» MATERIAL FOR THIS TASK
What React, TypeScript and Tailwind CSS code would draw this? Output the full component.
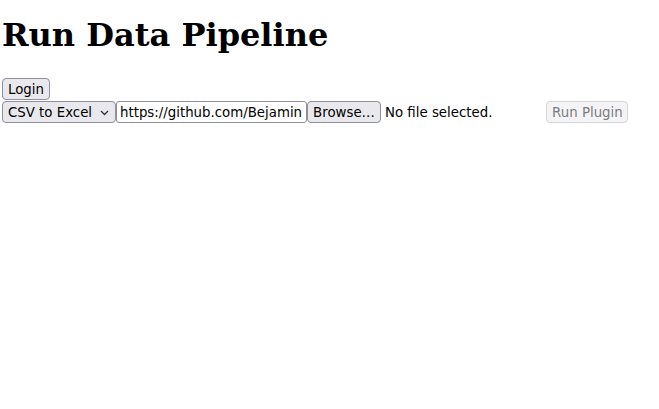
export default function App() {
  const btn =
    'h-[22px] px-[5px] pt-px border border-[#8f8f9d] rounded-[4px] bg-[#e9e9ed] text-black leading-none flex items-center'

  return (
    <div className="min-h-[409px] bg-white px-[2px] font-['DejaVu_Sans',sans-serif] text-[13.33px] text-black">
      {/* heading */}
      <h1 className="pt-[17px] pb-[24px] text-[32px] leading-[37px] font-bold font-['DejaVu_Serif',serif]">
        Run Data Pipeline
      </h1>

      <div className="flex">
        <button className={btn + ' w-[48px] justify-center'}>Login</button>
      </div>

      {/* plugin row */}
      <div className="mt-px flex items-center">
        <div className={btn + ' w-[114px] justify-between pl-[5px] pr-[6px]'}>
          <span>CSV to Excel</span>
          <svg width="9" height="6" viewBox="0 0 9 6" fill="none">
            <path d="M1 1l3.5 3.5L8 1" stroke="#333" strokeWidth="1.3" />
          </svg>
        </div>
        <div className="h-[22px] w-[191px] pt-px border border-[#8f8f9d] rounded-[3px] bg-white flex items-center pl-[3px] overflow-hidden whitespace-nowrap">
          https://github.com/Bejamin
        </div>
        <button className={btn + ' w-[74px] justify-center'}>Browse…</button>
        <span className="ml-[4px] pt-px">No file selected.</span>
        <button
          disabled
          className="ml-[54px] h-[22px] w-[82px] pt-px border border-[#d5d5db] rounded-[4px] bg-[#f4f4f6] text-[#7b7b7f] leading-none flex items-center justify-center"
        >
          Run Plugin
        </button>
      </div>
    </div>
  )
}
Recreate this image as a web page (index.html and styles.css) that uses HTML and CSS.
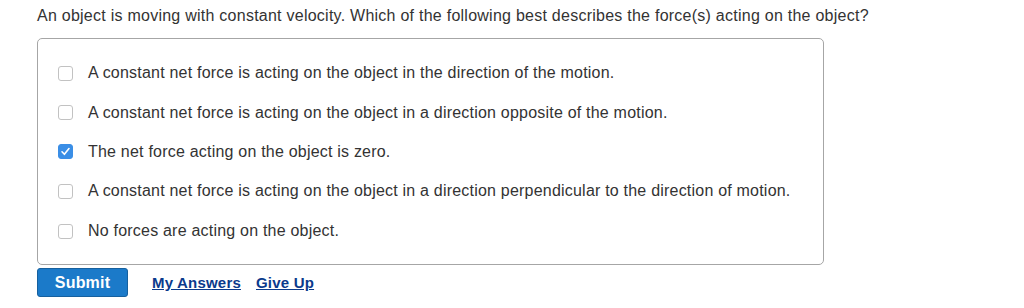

» REQUIRED WORK
Make a word-for-word copy of the entries, without any pictures.

» EXERCISE RESULT
What React, TypeScript and Tailwind CSS code would draw this? Output the full component.
export default function App() {
  const btn =
    'h-[22px] px-[5px] pt-px border border-[#8f8f9d] rounded-[4px] bg-[#e9e9ed] text-black leading-none flex items-center'

  return (
    <div className="min-h-[409px] bg-white px-[2px] font-['DejaVu_Sans',sans-serif] text-[13.33px] text-black">
      {/* heading */}
      <h1 className="pt-[17px] pb-[24px] text-[32px] leading-[37px] font-bold font-['DejaVu_Serif',serif]">
        Run Data Pipeline
      </h1>

      <div className="flex">
        <button className={btn + ' w-[48px] justify-center'}>Login</button>
      </div>

      {/* plugin row */}
      <div className="mt-px flex items-center">
        <div className={btn + ' w-[114px] justify-between pl-[5px] pr-[6px]'}>
          <span>CSV to Excel</span>
          <svg width="9" height="6" viewBox="0 0 9 6" fill="none">
            <path d="M1 1l3.5 3.5L8 1" stroke="#333" strokeWidth="1.3" />
          </svg>
        </div>
        <div className="h-[22px] w-[191px] pt-px border border-[#8f8f9d] rounded-[3px] bg-white flex items-center pl-[3px] overflow-hidden whitespace-nowrap">
          https://github.com/Bejamin
        </div>
        <button className={btn + ' w-[74px] justify-center'}>Browse…</button>
        <span className="ml-[4px] pt-px">No file selected.</span>
        <button
          disabled
          className="ml-[54px] h-[22px] w-[82px] pt-px border border-[#d5d5db] rounded-[4px] bg-[#f4f4f6] text-[#7b7b7f] leading-none flex items-center justify-center"
        >
          Run Plugin
        </button>
      </div>
    </div>
  )
}
Recreate this image as a web page (index.html and styles.css) that uses HTML and CSS.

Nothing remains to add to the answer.